CHASSELS v. KREPPS

Court of Special Appeals of Maryland (2017)

Facts

Issue

Holding — Nazarian, J.

Rule

Reasoning

Deep Dive: How the Court Reached Its Decision

Duty to Disclose

The Court of Special Appeals of Maryland reasoned that while Husband was not a party to the Separation Agreement between Father and Mother, his actions in managing the family's finances and communicating with Father created a potential duty to disclose material information regarding the life insurance policy. The court noted that a duty can arise not only from a contract but also from a special relationship or by the actions of the parties involved. In this case, Husband assumed responsibility for the family's financial obligations, which included the life insurance policy, and had previously assured Father that the obligations were being met. Given these circumstances, the court determined that it was plausible that Husband may have had a duty to inform Father about the lapse of the policy. This potential duty was significant enough that the circuit court should not have dismissed Father’s claims without providing him an opportunity to amend his complaint to adequately plead this duty. The court emphasized that the allegations could establish a legal basis for liability if properly articulated, thus vacating the dismissal of Counts I, II, and V.

Confidential Relationship

The court affirmed the circuit court's dismissal of Counts III and IV, which related to constructive fraud and constructive trust, because these claims required the existence of a confidential relationship between Husband and Child. It clarified that such a relationship is not automatically presumed in familial contexts but must be established through clear and convincing evidence. In this case, Father did not allege sufficient facts to demonstrate that a confidential relationship existed, as the tension and mistrust between him and Husband undermined any presumption of mutual confidence.
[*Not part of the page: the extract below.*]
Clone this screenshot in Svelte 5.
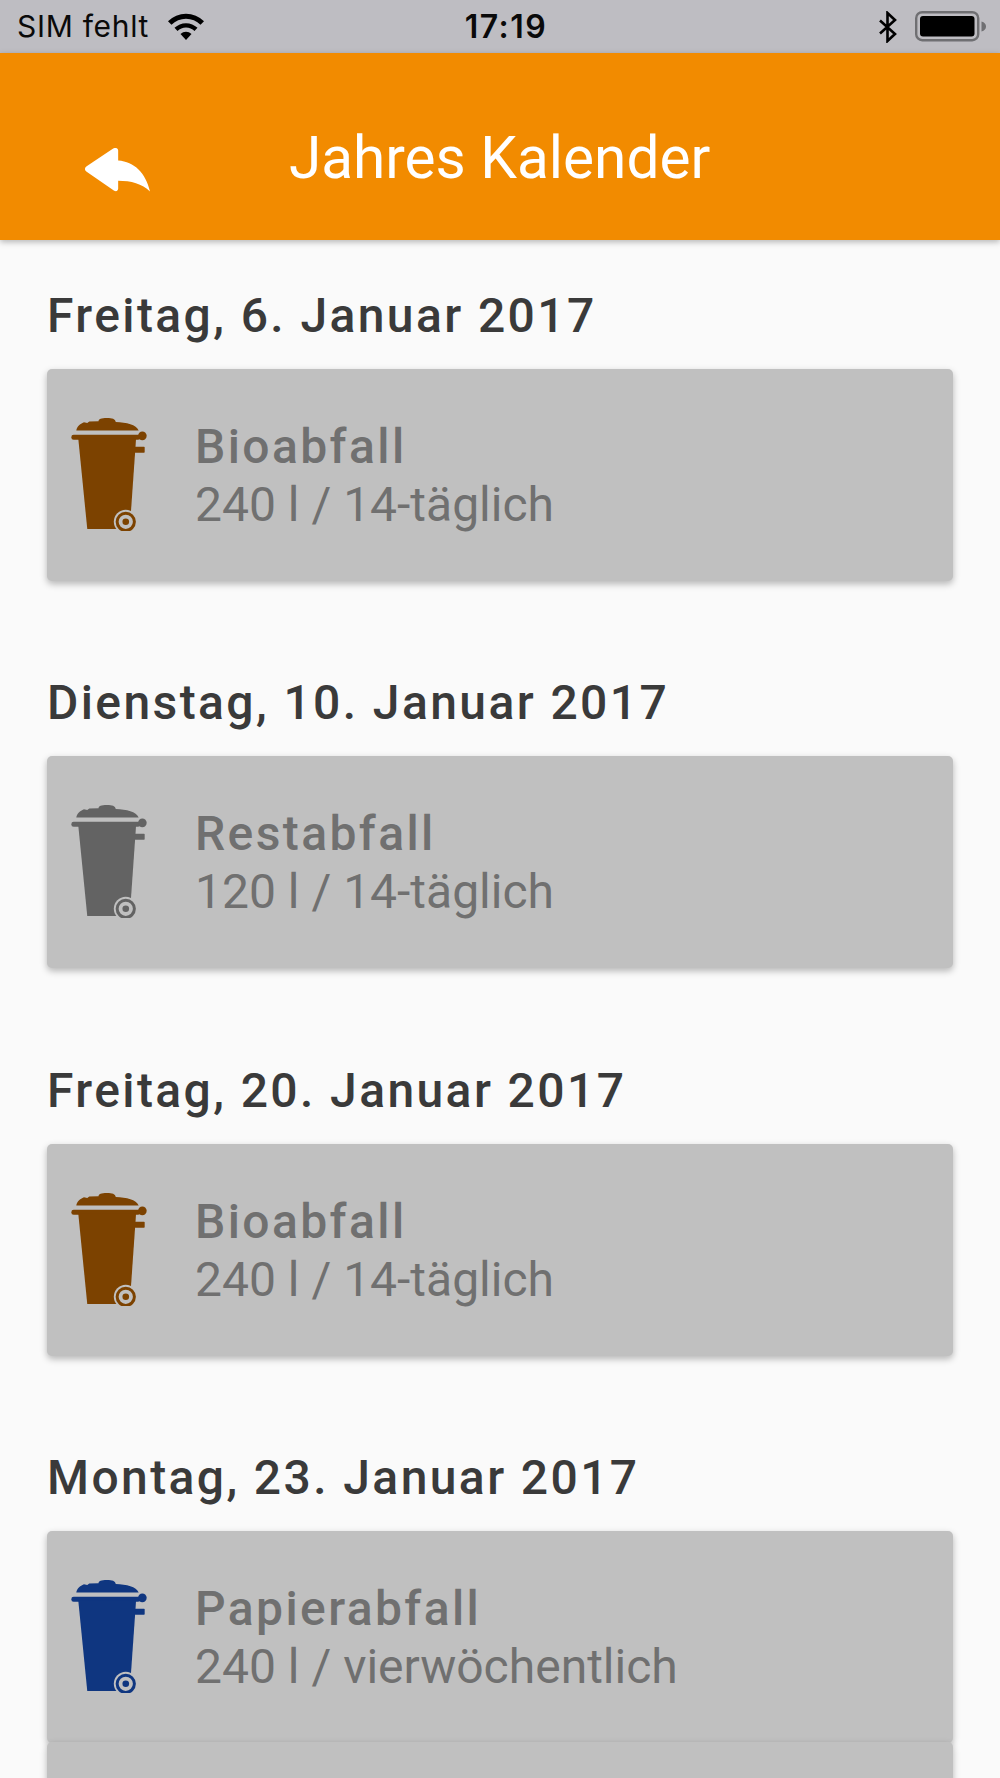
<script>
	const days = [
		{ date: 'Freitag, 6. Januar 2017', name: 'Bioabfall', info: '240 l / 14-täglich', color: '#7c4200' },
		{ date: 'Dienstag, 10. Januar 2017', name: 'Restabfall', info: '120 l / 14-täglich', color: '#636363' },
		{ date: 'Freitag, 20. Januar 2017', name: 'Bioabfall', info: '240 l / 14-täglich', color: '#7c4200' },
		{ date: 'Montag, 23. Januar 2017', name: 'Papierabfall', info: '240 l / vierwöchentlich', color: '#0f3680' }
	];
</script>

<div class="screen">
	<div class="status">
		<div class="status-left">
			<span class="carrier">SIM fehlt</span>
			<svg class="wifi" viewBox="0 0 38 28" aria-hidden="true">
				<path d="M19 27 L13.5 21 A8 8 0 0 1 24.500 21 Z" />
				<path d="M10.500 18 L7.500 14.800 A16.500 16.500 0 0 1 30.500 14.800 L27.500 18 A12 12 0 0 0 10.500 18 Z" />
				<path d="M4.500 11.800 L1 8.200 A25.500 25.500 0 0 1 37 8.200 L33.500 11.800 A20.500 20.500 0 0 0 4.500 11.800 Z" />
			</svg>
		</div>
		<span class="time">17:19</span>
		<div class="status-right">
			<svg class="bt" viewBox="0 0 20 32" aria-hidden="true">
				<path d="M2 9.500 L17 23 L9.500 30 V2 L17 9 L2 22.500" />
			</svg>
			<svg class="battery" viewBox="0 0 72 32" aria-hidden="true">
				<rect x="1.200" y="1.200" width="62" height="28" rx="6" class="shell" />
				<rect x="5" y="5" width="54.500" height="20.500" rx="3" />
				<path d="M66.500 10.500 C69.500 11.500 71 13 71 15.500 C71 18 69.500 19.500 66.500 20.500 Z" class="cap" />
			</svg>
		</div>
	</div>

	<header class="topbar">
		<svg class="back" viewBox="250 440 202 140" aria-hidden="true">
			<path d="M346 445 C351 446 353 449 353 453 L353 483 C402 487 436 520 449 576 C425 553 392 544 353 544 L353 568 C352 575 347 577 341 574 L258 517 C251 512 251 505 258 500 L338 447 C341 445 343 445 346 445 Z" />
		</svg>
		<h1>Jahres Kalender</h1>
	</header>

	<main class="list">
		{#each days as day}
			<section class="day">
				<h2>{day.date}</h2>
				<div class="card">
					<svg class="bin" viewBox="120 168 235 345" style="color: {day.color}" aria-hidden="true">
						<path fill="currentColor" d="M139 211 C141 198 150 192 162 186 L172 188 L178 184 L206 183 C206 176 214 173 231 173 C248 173 256 176 258 185 C290 187 320 192 327 211 Z" />
						<rect fill="currentColor" x="124" y="224" width="208" height="15" rx="7" />
						<circle fill="currentColor" cx="338" cy="227" r="13" />
						<rect fill="currentColor" x="315" y="260" width="30" height="18" rx="2" />
						<path fill="currentColor" d="M145 236 H319 L300 508 H172 Z" />
						<circle class="halo" cx="288" cy="486" r="36" />
						<circle class="wheel" cx="288" cy="486" r="26" fill="none" stroke="currentColor" />
						<circle fill="currentColor" cx="288" cy="486" r="10" />
					</svg>
					<div class="text">
						<div class="name">{day.name}</div>
						<div class="info">{day.info}</div>
					</div>
				</div>
			</section>
		{/each}
		<div class="card"></div>
	</main>
</div>

<style>
	:global(body) {
		margin: 0;
		background: #fafafa;
	}

	.screen {
		width: 1000px;
		height: 1778px;
		overflow: hidden;
		background: #fafafa;
		font-family: Roboto, sans-serif;
	}

	.status {
		display: grid;
		grid-template-columns: 1fr auto 1fr;
		align-items: center;
		height: 53px;
		padding: 0 13px 0 17px;
		box-sizing: border-box;
		background: #bebdc2;
		color: #0a0a0a;
		font-family: Inter, "Liberation Sans", sans-serif;
	}

	.status-left {
		display: flex;
		align-items: center;
		gap: 18px;
	}

	.carrier {
		font-size: 30px;
		letter-spacing: 0.700px;
		line-height: 53px;
	}

	.wifi {
		width: 38px;
		height: 28px;
		fill: #000;
	}

	.time {
		margin-left: 8px;
		font-size: 32px;
		font-weight: 600;
		letter-spacing: 1.500px;
	}

	.status-right {
		display: flex;
		justify-content: flex-end;
		align-items: center;
		gap: 17px;
	}

	.bt {
		width: 20px;
		height: 32px;
		fill: none;
		stroke: #000;
		stroke-width: 2.6;
	}

	.battery {
		width: 72px;
		height: 32px;
	}

	.shell {
		fill: none;
		stroke: #6f6f72;
		stroke-width: 2.4;
	}

	.cap {
		fill: #6f6f72;
	}

	.topbar {
		position: relative;
		display: flex;
		align-items: center;
		height: 187px;
		padding-left: 84px;
		box-sizing: border-box;
		background: #f28b00;
		box-shadow: 0 2px 6px rgba(0, 0, 0, 0.28);
	}

	.back {
		width: 67px;
		height: 47px;
		margin-top: 45px;
		fill: #fff;
	}

	h1 {
		margin: 0 0 0 138px;
		padding-top: 23px;
		font-size: 58.500px;
		font-weight: 400;
		line-height: 1;
		color: #fff;
	}

	.list {
		padding: 0 47px;
	}

	.day {
		height: 387.500px;
		padding-top: 49.500px;
		box-sizing: border-box;
	}

	.day:last-of-type {
		height: 339.500px;
	}

	h2 {
		margin: 0 0 27px;
		font-size: 48px;
		font-weight: 500;
		line-height: 52px;
		letter-spacing: 2.400px;
		color: #3a3a3a;
	}

	.card {
		display: flex;
		align-items: center;
		height: 212px;
		padding-left: 23px;
		box-sizing: border-box;
		border-radius: 5px;
		background: #c0c0c0;
		box-shadow: 0 3px 7px rgba(0, 0, 0, 0.28);
	}

	.bin {
		flex: none;
		width: 78px;
		height: 115px;
		margin-bottom: 3px;
	}

	.halo {
		fill: #c0c0c0;
	}

	.wheel {
		stroke-width: 9;
	}

	.text {
		margin-left: 47px;
		padding-top: 2px;
		color: #707070;
		font-size: 48px;
		line-height: 58px;
	}

	.name {
		font-weight: 500;
		letter-spacing: 2.400px;
	}
</style>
The court highlighted that a confidential relationship typically arises when one party must rely on another's integrity and good faith, which was not present here. Therefore, the court concluded that there was no basis for constructive fraud or the imposition of a constructive trust, validating the circuit court's decision to dismiss these counts.

Unjust Enrichment

The court determined that Father had sufficiently stated a claim for unjust enrichment against Husband. It explained that unjust enrichment occurs when one party benefits at another's expense under circumstances that would make it unjust for the first party to retain that benefit. Father alleged that Husband received financial benefits for failing to fulfill the obligations of the life insurance policy, specifically by retaining the premium payments that should have been used to maintain coverage for Child. The court noted that the allegations about Husband's knowledge of the policy and his failure to inform Father about its lapse were crucial in establishing the inequity of his retention of the benefit. As such, the court reversed the dismissal of Count VI, recognizing that the unjust enrichment claim warranted further examination. The court acknowledged that the ultimate outcome regarding the extent of Husband's enrichment would depend on factual determinations made during future proceedings.

Opportunity to Amend

The court emphasized the importance of allowing parties the opportunity to amend their complaints, particularly when the initial dismissal was made without full consideration of the potential for establishing legal claims. It noted that the circuit court prematurely dismissed Father's claims without permitting him to adequately plead the existence of a duty owed by Husband to Child. The court recognized that the legal principle of liberal amendment rules allows for such opportunities, which are essential in ensuring that all relevant facts and claims can be presented. By vacating the dismissal of several counts, the court aimed to provide Father a chance to articulate his claims more clearly and potentially establish a legal basis for recovery. This decision underscored the court's commitment to ensuring that meritorious claims are not dismissed solely on technical grounds before all facts have been fully explored.

Conclusion

The Court of Special Appeals of Maryland concluded that the circuit court erred in dismissing certain claims while affirming others. It vacated the dismissals of Counts I, II, V, and VI, allowing Father the opportunity to amend his complaint to potentially establish a duty owed by Husband to Child and to pursue his unjust enrichment claim. The court affirmed the dismissal of Counts III and IV due to the lack of a confidential relationship necessary for those claims. The overall ruling illustrated the court's recognition of the complexities involved in familial financial obligations and the need for clear legal remedies in situations where obligations may not have been adequately fulfilled. Ultimately, the case was remanded for further proceedings, providing Father with a pathway to seek redress for the perceived injustices surrounding the life insurance policy.